Saint Francis Xavier by Ermes Dovico
NEW THEOLOGY

‘Discernment’ makes moral teaching impossible

'Discernment' is the keyword of the today’s new moral theology. It is understood in an agnostic and Protestant sense: the moral rule is no longer absolute, it is always historical and never definitive, it is always subjective and not merely objective. But in the end, discernment makes moral teaching impossible.

Ecclesia 11_05_2023

Among the magic words of the Church today is 'discernment'. The Church must teach discernment, walk together with everyone educating each other in discernment, synodality serves discernment and vice versa, one must not replace the conscience but educate it to discern, remarried divorcees engage in a path of discernment, pastoral care requires community discernment, unjust laws must be evaluated after discernment based on dialogue, and so on.

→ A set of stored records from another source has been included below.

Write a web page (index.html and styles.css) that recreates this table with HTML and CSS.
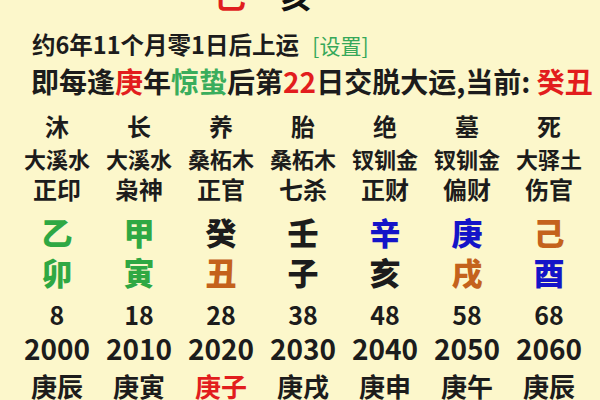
FILE: index.html
```html
<!DOCTYPE html>
<html lang="zh">
<head>
<meta charset="utf-8">
<link rel="stylesheet" href="styles.css">
</head>
<body>
<div class="page">
  <div class="top"><div class="top-inner"><span class="red">己</span><span class="blk">亥</span></div></div>
  <div class="line1">约6年11个月零1日后上运 <span class="set">[设置]</span></div>
  <div class="line2">即每逢<span class="red">庚</span>年<span class="lgreen">惊蛰</span>后第<span class="red">22</span>日交脱大运,当前: <span class="red">癸丑</span></div>

  <div class="row r1"><span>沐</span><span>长</span><span>养</span><span>胎</span><span>绝</span><span>墓</span><span>死</span></div>
  <div class="row r2"><span>大溪水</span><span>大溪水</span><span>桑柘木</span><span>桑柘木</span><span>钗钏金</span><span>钗钏金</span><span>大驿土</span></div>
  <div class="row r3"><span>正印</span><span>枭神</span><span>正官</span><span>七杀</span><span>正财</span><span>偏财</span><span>伤官</span></div>
  <div class="row r4"><span class="green">乙</span><span class="green">甲</span><span>癸</span><span>壬</span><span class="blue">辛</span><span class="blue">庚</span><span class="brown">己</span></div>
  <div class="row r5"><span class="green">卯</span><span class="green">寅</span><span class="brown">丑</span><span>子</span><span>亥</span><span class="brown">戌</span><span class="blue">酉</span></div>
  <div class="row r6"><span>8</span><span>18</span><span>28</span><span>38</span><span>48</span><span>58</span><span>68</span></div>
  <div class="row r7"><span>2000</span><span>2010</span><span>2020</span><span>2030</span><span>2040</span><span>2050</span><span>2060</span></div>
  <div class="row r8"><span>庚辰</span><span>庚寅</span><span class="red">庚子</span><span>庚戌</span><span>庚申</span><span>庚午</span><span>庚辰</span></div>
</div>
</body>
</html>
```

FILE: styles.css
```css
html, body {
  margin: 0;
  padding: 0;
  background: #fcf7cb;
}
body {
  width: 600px;
  height: 400px;
  overflow: hidden;
  font-family: "Noto Sans CJK SC", "Noto Sans", sans-serif;
  color: #1c1c1c;
}
.page {
  display: flex;
  flex-direction: column;
}
.top {
  height: 12px;
  overflow: hidden;
}
.top-inner {
  margin-top: -24px;
  display: flex;
  gap: 34px;
  padding-left: 214px;
  font-size: 32px;
  line-height: 36px;
  font-weight: 700;
}
.top-inner .red { color: #e01e1e; }
.top-inner .blk { color: #111; }

.line1 {
  margin-top: 17px;
  padding-left: 32px;
  font-size: 23.5px;
  line-height: 30px;
  font-weight: 700;
  white-space: nowrap;
}
.set {
  font-size: 21px;
  font-weight: 400;
  color: #36a85a;
  margin-left: 8px;
}
.line2 {
  margin-top: 4px;
  padding-left: 31px;
  font-size: 28px;
  line-height: 34px;
  font-weight: 700;
  white-space: nowrap;
}
.red { color: #e21d1d; }
.lgreen { color: #3aad5c; }

.row {
  display: grid;
  grid-template-columns: repeat(7, 82px);
  padding-left: 16px;
  height: 32px;
  line-height: 32px;
  text-align: center;
  white-space: nowrap;
  font-weight: 700;
}
.r1 { margin-top: 12px; font-size: 24px; }
.r2 { margin-top: 0; font-size: 22px; }
.r3 { margin-top: -1px; font-size: 24px; }
.r4 { margin-top: 11px; font-size: 31px; font-weight: 900; }
.r5 { margin-top: 8px; font-size: 31px; font-weight: 900; }
.r6 { margin-top: 10px; font-size: 25px; }
.r7 { margin-top: 2px; font-size: 28px; }
.r8 { margin-top: 6px; font-size: 26px; }

.green { color: #2fa843; }
.blue { color: #1414c8; }
.brown { color: #c4621c; }
```
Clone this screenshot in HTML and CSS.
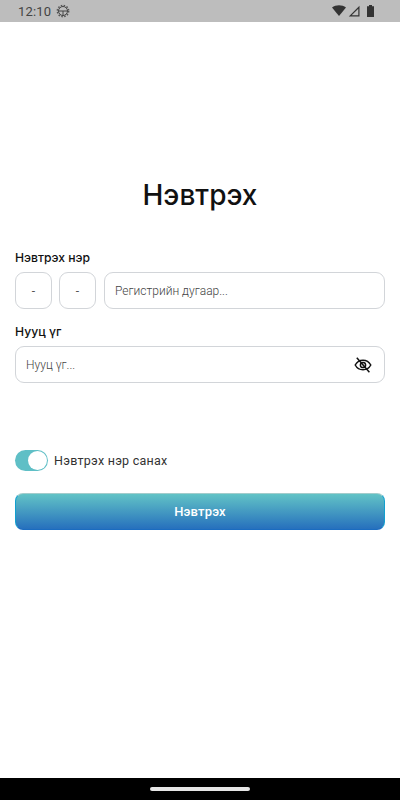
FILE: index.html
```html
<!DOCTYPE html>
<html lang="mn">
<head>
  <meta charset="UTF-8">
  <title>Нэвтрэх</title>
  <link rel="stylesheet" href="styles.css">
</head>
<body>
  <div class="status-bar">
    <div class="status-left">
      <span class="clock">12:10</span>
      <svg class="gear" width="14" height="14" viewBox="0 0 14 14">
        <circle cx="7" cy="7" r="5.600" fill="none" stroke="#555" stroke-width="1.600" stroke-dasharray="1.500 1.432"/>
        <circle cx="7" cy="7" r="4.500" fill="#bdbdbd" stroke="#444" stroke-width="1"/>
        <path d="M2.500 7h9M7 7v4.500" stroke="#444" stroke-width="1"/>
      </svg>
    </div>
    <div class="status-right">
      <svg width="14" height="12" viewBox="0 0 14 12"><path d="M0 2.600C3.800-.6 10.200-.6 14 2.600L7 11z" fill="#333"/></svg>
      <svg width="12" height="12" viewBox="0 0 12 12"><path d="M11.500.8V11.500H.8zM10.300 3.700L3.700 10.300h6.600z" fill="#333" fill-rule="evenodd"/></svg>
      <svg class="battery" width="7" height="12" viewBox="0 0 7 12"><path d="M2 0h3v1.200h2V12H0V1.200h2z" fill="#333"/></svg>
    </div>
  </div>

  <main class="login">
    <h1 class="title">Нэвтрэх</h1>

    <label class="field-label">Нэвтрэх нэр</label>
    <div class="reg-row">
      <div class="box box-small">-</div>
      <div class="box box-small">-</div>
      <div class="box box-grow placeholder">Регистрийн дугаар...</div>
    </div>

    <label class="field-label label-second">Нууц үг</label>
    <div class="box box-password">
      <span class="placeholder">Нууц үг...</span>
      <svg class="eye" width="18" height="18" viewBox="0 0 18 18" fill="none" stroke="#111" stroke-width="1.500">
        <path d="M1.200 9C3 5.800 5.800 4.200 9 4.200s6 1.600 7.800 4.800C15 12.200 12.200 13.800 9 13.800S3 12.200 1.200 9z"/>
        <circle cx="9" cy="9" r="2.600"/>
        <path d="M2.800 1.800l12.600 14.400"/>
      </svg>
    </div>

    <div class="remember">
      <div class="toggle"><div class="knob"></div></div>
      <span>Нэвтрэх нэр санах</span>
    </div>

    <button class="login-button">Нэвтрэх</button>
  </main>

  <div class="nav-bar"><div class="nav-handle"></div></div>
</body>
</html>
```

FILE: styles.css
```css
* {
  box-sizing: border-box;
}
html, body {
  height: 100%;
}
body {
  margin: 0;
  display: flex;
  flex-direction: column;
  height: 800px;
  font-family: Roboto, "Noto Sans", sans-serif;
  background-color: #fff;
  color: #111;
  overflow: hidden;
}
.status-bar {
  height: 22px;
  flex-shrink: 0;
  background-color: #bdbdbd;
  display: flex;
  justify-content: space-between;
  align-items: center;
  padding: 0 26px 0 18px;
}
.status-left {
  display: flex;
  align-items: center;
  gap: 5px;
}
.clock {
  font-size: 13px;
  letter-spacing: 0.2px;
  color: #444;
}
.status-right {
  display: flex;
  align-items: center;
  gap: 2px;
}
.battery {
  margin-left: 5px;
}
.login {
  flex: 1;
  padding: 0 15px;
  display: flex;
  flex-direction: column;
}
.title {
  margin: 155px 0 0;
  height: 36px;
  line-height: 36px;
  font-family: Inter, sans-serif;
  font-size: 28px;
  font-weight: 500;
  text-align: center;
}
.field-label {
  display: block;
  font-family: Inter, sans-serif;
  font-size: 12.200px;
  font-weight: 500;
  line-height: 16px;
  margin-top: 37px;
  margin-bottom: 6px;
}
.label-second {
  margin-top: 15px;
}
.reg-row {
  display: flex;
  gap: 7px;
}
.box {
  height: 37px;
  border: 1px solid #d2d5d9;
  border-radius: 9px;
  font-size: 12px;
  display: flex;
  align-items: center;
  background-color: #fff;
}
.box-small {
  width: 37px;
  justify-content: center;
  color: #555;
}
.box-grow {
  flex: 1;
  margin-left: 1px;
  padding-left: 10px;
}
.box-password {
  justify-content: space-between;
  padding: 0 12px 0 10px;
}
.placeholder {
  color: #444;
  font-weight: 300;
}
.remember {
  margin-top: 67px;
  display: flex;
  align-items: center;
  gap: 6px;
  font-size: 12.500px;
  letter-spacing: 0.25px;
  color: #333;
}
.toggle {
  width: 33px;
  height: 21px;
  border-radius: 11px;
  background-color: #5fbfc6;
  position: relative;
}
.knob {
  position: absolute;
  top: 1px;
  right: 1px;
  width: 19px;
  height: 19px;
  border-radius: 50%;
  background-color: #fff;
}
.login-button {
  margin-top: 22px;
  height: 37px;
  border: 1px solid;
  border-color: #a3cccc #12a0cf #1b6cc0;
  border-radius: 8px;
  background: linear-gradient(#62c3c6, #2670bd);
  color: #fff;
  font-family: inherit;
  font-size: 13px;
  font-weight: 500;
  letter-spacing: 0.15px;
}
.nav-bar {
  height: 22px;
  flex-shrink: 0;
  background-color: #000;
  display: flex;
  justify-content: center;
  align-items: center;
}
.nav-handle {
  width: 100px;
  height: 4px;
  border-radius: 2px;
  background-color: #e6e6e6;
}
```
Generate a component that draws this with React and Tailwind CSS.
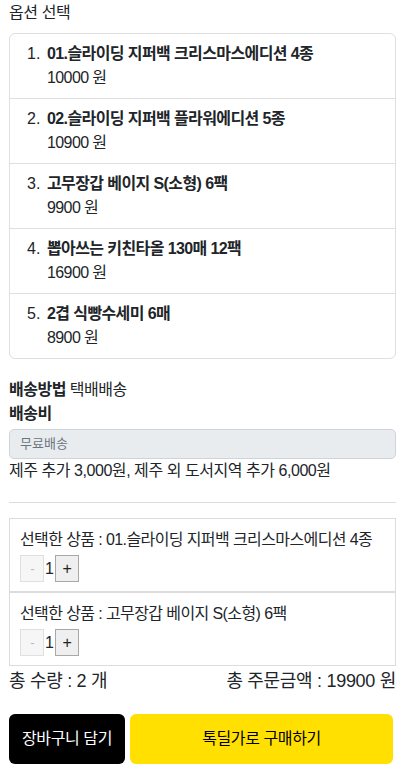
import React from 'react';

const options = [
  { name: '01.슬라이딩 지퍼백 크리스마스에디션 4종', price: 10000 },
  { name: '02.슬라이딩 지퍼백 플라워에디션 5종', price: 10900 },
  { name: '고무장갑 베이지 S(소형) 6팩', price: 9900 },
  { name: '뽑아쓰는 키친타올 130매 12팩', price: 16900 },
  { name: '2겹 식빵수세미 6매', price: 8900 },
];

const selected = [
  { name: '01.슬라이딩 지퍼백 크리스마스에디션 4종', qty: 1 },
  { name: '고무장갑 베이지 S(소형) 6팩', qty: 1 },
];

const font = { fontFamily: '"Liberation Sans", "Noto Sans CJK KR", sans-serif' };

const Stepper = ({ qty }) => (
  <div className="flex items-center h-[27px] mt-[3px]">
    <button
      type="button"
      disabled
      className="w-[24px] h-[27px] flex items-center justify-center bg-[#f6f6f6] border border-[#e0e0e0] text-[#bbb] text-[13px]"
    >
      -
    </button>
    <span className="px-[1px] text-[16px] leading-none tracking-normal">{qty}</span>
    <button
      type="button"
      className="w-[24px] h-[27px] flex items-center justify-center bg-[#efefef] border border-[#a8a8a8] text-[#222] text-[16px]"
    >
      +
    </button>
  </div>
);

export default function App() {
  return (
    <div className="w-[406px] min-h-[774px] bg-white text-[#212529] pl-[9px] pr-[10px] pt-[1px]" style={font}>
      <div className="text-[16px] leading-[24px] tracking-[-0.4px] mb-[8px]">옵션 선택</div>

      {/* 옵션 목록 */}
      <ol className="border border-[#dfdfdf] rounded-[6px]">
        {options.map((o, i) => (
          <li
            key={o.name}
            className={`flex px-[17px] py-[8px] ${i > 0 ? 'border-t border-[#dfdfdf]' : ''}`}
          >
            <span className="text-[16px] leading-[24px] w-[19px] shrink-0">{i + 1}.</span>
            <div className="ml-[1px] text-[16px] leading-[24px] tracking-[-0.6px]">
              <div className="font-bold">{o.name}</div>
              <div>{o.price} 원</div>
            </div>
          </li>
        ))}
      </ol>

      {/* 배송 */}
      <div className="mt-[19px] text-[16px] leading-[24px] tracking-[-0.5px]">
        <span className="font-bold">배송방법</span> 택배배송
      </div>
      <div className="text-[16px] leading-[24px] font-bold tracking-[-0.5px]">배송비</div>
      <div className="mt-[3px] h-[30px] rounded-[5px] bg-[#e9ecef] border border-[#ced4da] flex items-center px-[10px] text-[13px] text-[#6c757d]">
        무료배송
      </div>
      <div className="text-[16px] leading-[24px] tracking-[-0.45px]">제주 추가 3,000원, 제주 외 도서지역 추가 6,000원</div>

      <hr className="mt-[19px] mb-[15px] border-0 border-t border-[#dcdcdc]" />

      {/* 선택한 상품 */}
      <div>
        {selected.map((s) => (
          <div key={s.name} className="border border-[#dcdcdc] px-[10px] pt-[9px] pb-[9px] text-[16px] leading-[24px] tracking-[-0.6px]">
            <div>선택한 상품 : {s.name}</div>
            <Stepper qty={s.qty} />
          </div>
        ))}
      </div>

      <div className="flex justify-between items-center text-[18px] leading-[26px] tracking-[-0.3px] mt-[2px]">
        <span>총 수량 : 2 개</span>
        <span>총 주문금액 : 19900 원</span>
      </div>

      <div className="flex gap-[5px] mt-[20px] pr-[3px]">
        <button type="button" className="w-[116px] h-[50px] rounded-[6px] bg-black text-white text-[16px] tracking-[-0.4px]">
          장바구니 담기
        </button>
        <button type="button" className="flex-1 h-[50px] rounded-[6px] bg-[#ffe000] text-black text-[16px] tracking-[-0.4px]">
          톡딜가로 구매하기
        </button>
      </div>
    </div>
  );
}
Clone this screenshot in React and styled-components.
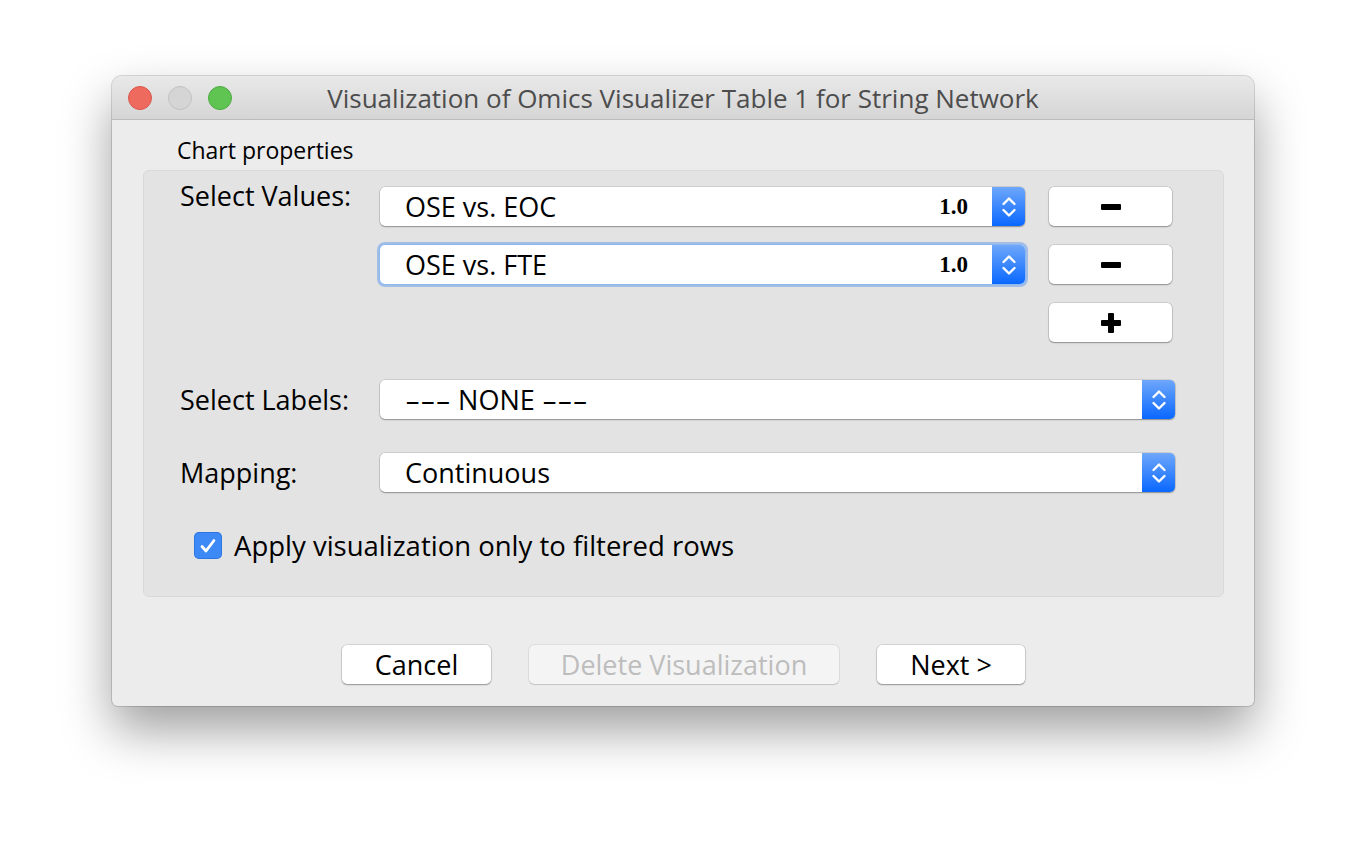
import { Fragment } from "react";
import styled, { createGlobalStyle } from "styled-components";

const GlobalStyle = createGlobalStyle`
  html, body {
    margin: 0;
    padding: 0;
    background: #ffffff;
  }
  body {
    font-family: "Open Sans", "DejaVu Sans", sans-serif;
    color: #000;
  }
`;

const Desktop = styled.div`
  padding: 76px 0 0 112px;
  height: 854px;
  box-sizing: border-box;
  overflow: hidden;
`;

const Window = styled.div`
  width: 1142px;
  background: #ececec;
  border-radius: 10px 10px 6px 6px;
  box-shadow: 0 24px 50px rgba(0, 0, 0, 0.38), 0 0 0 1px rgba(0, 0, 0, 0.14);
  overflow: hidden;
`;

const TitleBar = styled.div`
  height: 43px;
  display: grid;
  grid-template-columns: 1fr auto 1fr;
  align-items: center;
  background: linear-gradient(#e9e9e9, #d5d5d5);
  border-bottom: 1px solid #bcbcbc;
`;

const Lights = styled.div`
  display: flex;
  gap: 16px;
  padding-left: 16px;
`;

const Light = styled.span`
  width: 24px;
  height: 24px;
  box-sizing: border-box;
  border-radius: 50%;
  background: ${(p) => p.$fill};
  border: 1px solid ${(p) => p.$edge};
`;

const Title = styled.div`
  font-size: 26px;
  color: #4d4d4d;
  white-space: nowrap;
`;

const Body = styled.div`
  padding: 0 30px 22px 31px;
`;

const Heading = styled.div`
  height: 50px;
  box-sizing: border-box;
  padding: 15px 0 0 34px;
  font-size: 23px;
  line-height: 30px;
`;

const Panel = styled.div`
  height: 427px;
  box-sizing: border-box;
  background: #e3e3e3;
  border: 1px solid #d9d9d9;
  border-radius: 6px;
  padding: 16px 48px 0 36px;
`;

const ValuesGrid = styled.div`
  display: grid;
  grid-template-columns: 176px 645px 123px;
  grid-auto-rows: 39px;
  column-gap: 24px;
  row-gap: 19px;
`;

const Label = styled.div`
  font-size: 27px;
  line-height: 27px;
  white-space: nowrap;
  align-self: ${(p) => (p.$top ? "start" : "center")};
  margin-top: ${(p) => (p.$top ? "-5px" : "0")};
`;

const FieldRow = styled.div`
  display: grid;
  grid-template-columns: 200px 795px;
  height: 39px;
  align-items: center;
  margin-top: ${(p) => p.$gap}px;
`;

const Combo = styled.div`
  height: 39px;
  box-sizing: border-box;
  display: flex;
  align-items: stretch;
  background: #fff;
  border-radius: 5px;
  box-shadow: ${(p) =>
    p.$focused
      ? "0 0 0 1px #8db7f0, 0 0 0 3px rgba(110, 160, 235, 0.55)"
      : "0 0 0 0.5px rgba(0,0,0,0.18), 0 1px 1.5px rgba(0,0,0,0.3)"};
`;

const ComboText = styled.div`
  flex: 1;
  display: flex;
  align-items: center;
  padding-left: 25px;
  font-size: 27px;
  white-space: pre;
`;

const Dashes = styled.span`
  display: inline-block;
  transform: scaleX(1.75);
  transform-origin: 0 50%;
  margin-right: 20px;
`;

const Weight = styled.span`
  margin-left: auto;
  margin-right: 24px;
  font-family: "Liberation Serif", "Times New Roman", serif;
  font-weight: bold;
  font-size: 23px;
`;

const Stepper = styled.div`
  width: 33px;
  flex-shrink: 0;
  display: flex;
  align-items: center;
  justify-content: center;
  border-radius: 0 5px 5px 0;
  background: linear-gradient(#6ea7fb, #0a68ff);
`;

const SquareButton = styled.button`
  height: 39px;
  width: 123px;
  padding: 0;
  display: flex;
  align-items: center;
  justify-content: center;
  background: #fff;
  border: none;
  border-radius: 5px;
  box-shadow: 0 0 0 0.5px rgba(0, 0, 0, 0.2), 0 1px 1.5px rgba(0, 0, 0, 0.3);
  grid-column: 3;
`;

const CheckRow = styled.label`
  display: flex;
  align-items: center;
  gap: 12px;
  margin: 35px 0 0 14px;
  font-size: 27.5px;
`;

const CheckBox = styled.span`
  width: 28px;
  height: 27px;
  border-radius: 5px;
  background: #3d8af7;
  display: flex;
  align-items: center;
  justify-content: center;
  box-shadow: inset 0 0 0 1px rgba(0, 60, 160, 0.25);
`;

const Footer = styled.div`
  display: flex;
  justify-content: center;
  gap: 38px;
  margin-top: 48px;
`;

const PushButton = styled.button`
  height: 39px;
  width: ${(p) => p.$w}px;
  padding: 0;
  font-family: "Open Sans", "DejaVu Sans", sans-serif;
  font-size: 27px;
  color: ${(p) => (p.disabled ? "#bdbdbd" : "#000")};
  background: ${(p) => (p.disabled ? "#f4f4f4" : "#fff")};
  border: none;
  border-radius: 5px;
  box-shadow: ${(p) =>
    p.disabled
      ? "0 0 0 0.5px rgba(0,0,0,0.12), 0 1px 1px rgba(0,0,0,0.12)"
      : "0 0 0 0.5px rgba(0,0,0,0.2), 0 1px 1.5px rgba(0,0,0,0.3)"};
`;

const Chevrons = () => (
  <svg width="16" height="24" viewBox="0 0 16 24">
    <path
      d="M2.5 9 L8 3.5 L13.5 9 M2.5 15 L8 20.5 L13.5 15"
      fill="none"
      stroke="#fff"
      strokeWidth="2.4"
      strokeLinecap="round"
      strokeLinejoin="round"
    />
  </svg>
);

const Minus = () => (
  <svg width="20" height="20" viewBox="0 0 20 20">
    <rect x="0" y="7" width="20" height="6" rx="1" fill="#000" />
  </svg>
);

const Plus = () => (
  <svg width="20" height="20" viewBox="0 0 20 20">
    <rect x="0" y="7" width="20" height="6" rx="1" fill="#000" />
    <rect x="7" y="0" width="6" height="20" rx="1" fill="#000" />
  </svg>
);

const Check = () => (
  <svg width="18" height="16" viewBox="0 0 18 16">
    <path
      d="M3 8.5 L7 13 L15 2.5"
      fill="none"
      stroke="#fff"
      strokeWidth="2.8"
      strokeLinecap="round"
      strokeLinejoin="round"
    />
  </svg>
);

const values = [
  { name: "OSE vs. EOC", weight: "1.0" },
  { name: "OSE vs. FTE", weight: "1.0", focused: true },
];

const App = () => {
  return (
    <Desktop>
      <GlobalStyle />
      <Window>
        <TitleBar>
          <Lights>
            <Light $fill="#ee6a5f" $edge="#d8574c" />
            <Light $fill="#d5d5d5" $edge="#c0c0c0" />
            <Light $fill="#60c453" $edge="#4dac41" />
          </Lights>
          <Title>Visualization of Omics Visualizer Table 1 for String Network</Title>
          <div />
        </TitleBar>
        <Body>
          <Heading>Chart properties</Heading>
          <Panel>
            <ValuesGrid>
              <Label $top>Select Values:</Label>
              {values.map((v, i) => (
                <Fragment key={v.name}>
                  {i > 0 && <div />}
                  <Combo $focused={v.focused}>
                    <ComboText>
                      {v.name}
                      <Weight>{v.weight}</Weight>
                    </ComboText>
                    <Stepper>
                      <Chevrons />
                    </Stepper>
                  </Combo>
                  <SquareButton>
                    <Minus />
                  </SquareButton>
                </Fragment>
              ))}
              <SquareButton>
                <Plus />
              </SquareButton>
            </ValuesGrid>
            <FieldRow $gap={38}>
              <Label>Select Labels:</Label>
              <Combo>
                <ComboText>
                  <Dashes>---</Dashes> NONE <Dashes>---</Dashes>
                </ComboText>
                <Stepper>
                  <Chevrons />
                </Stepper>
              </Combo>
            </FieldRow>
            <FieldRow $gap={34}>
              <Label>Mapping:</Label>
              <Combo>
                <ComboText>Continuous</ComboText>
                <Stepper>
                  <Chevrons />
                </Stepper>
              </Combo>
            </FieldRow>
            <CheckRow>
              <CheckBox>
                <Check />
              </CheckBox>
              Apply visualization only to filtered rows
            </CheckRow>
          </Panel>
          <Footer>
            <PushButton $w={149}>Cancel</PushButton>
            <PushButton $w={310} disabled>
              Delete Visualization
            </PushButton>
            <PushButton $w={148}>Next &gt;</PushButton>
          </Footer>
        </Body>
      </Window>
    </Desktop>
  );
};

export default App;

Discernment is the keyword of the new moral theology and is daily bread for theologians and after the change, also for the professors of the Pontifical John Paul II Institute for Studies on Marriage and Family. But it is now also daily bread in the simple pastoral practice of the grassroots Church. The problem is that behind the new sense of the word 'discernment' there is a total change in Catholic moral doctrine.

There is no trace of this new sense of discernment in John Paul II's Veritatis splendor, nor in traditional Catholic moral doctrine as a whole. It is a new meaning that conveys a radically different and new morality. The path of change has been long. For Italy, the decisive turning point dates back as far as 1971, when Enrico Chiavacci said that mankind has the nature not to have nature, by which he denied nature as the finalistic source of ethical criteria.

What then is this new meaning of the word discernment? It is based on an agnostic assumption: our knowledge is always partial and imperfect because it is historical and situational. It is and always remains interpretation. Traditional morality is thus systematically accused of intellectualism, because it held that mankind, just as he knows the nature of things and himself, also knows the principles of moral life, starting with the golden rule: do good and avoid evil.
The new manuals on moral theology demolish entire parts of Thomas' Summa Theologica in a few pages, accusing him of intellectualism. This accusation would mean that the old moral theology assigns to the intellect a cognitive role of the good to the detriment of other human powers such as the will or the passions, it distinguishes extrinsically between means and ends and between norm and situation. Morality thus has an abstract, theoretical, doctrinal, objectivising foundation and does not emerge from the whole life of the person, but only from his or her intelligence.

Obviously, this is a caricature of St Thomas, who assigned to each human power its due, and knowledge certainly belongs to the intellect, which, while not separate from the other human powers, is nevertheless capable of fulfilling its role. It thus became possible to know the moral law and moral precepts without excluding the concrete interweaving in the person of all their faculties. Discernment was then the encounter between the norm thus objectively known and the concrete and particular situations in which the conscience must move. It is not a matter of opposition between abstract and concrete because the norm lives here, illuminating the life situation and directing - not moving - the will.

The new moral theology accepts the agnostic and Protestant principle of modern thought and thinks that mankind knows not only with the intellect but also with the will, desires, passions, culture, intentions, emotionality, experience, so that the moral rule is produced and not simply found, it always has a subjective and not only objective meaning, it has a relevant hermeneutic meaning, it is always historical and never definitive because its formulation has its beginning in the complexity of the here and now. This is why moral judgement understood in the traditional sense is now replaced by discernment.

The new moral theology aims to overcome the distinction between subjective and objective and between intention and action. The rule that one acts on the basis of what one thinks no longer applies, because action is the source of ethical knowledge and not only intention. The situation with its various circumstances is no longer just the field of application of moral judgement but contributes to the knowledge of the rule itself. For this reason, the notion of 'intrinsically bad actions', held to be valid - according to the new theologians - when it was thought that the material object of the action (what one does) brought to light by the intellect, is the fundamental criterion of moral judgement.

As is well known, the dubia (all of a moral nature) that the four cardinals presented to Pope Francis were not answered. Contemporary moral theology thus explains this non-response by the Pontiff: how could one respond to dubia formulated in such a way? That is, in an intellectualistic, objectivist, abstract way? Therefore Francis didn’t respond because those dubia lacked discernment and prevented discernment. Hence, the new agnostic discernment makes moral teaching impossible.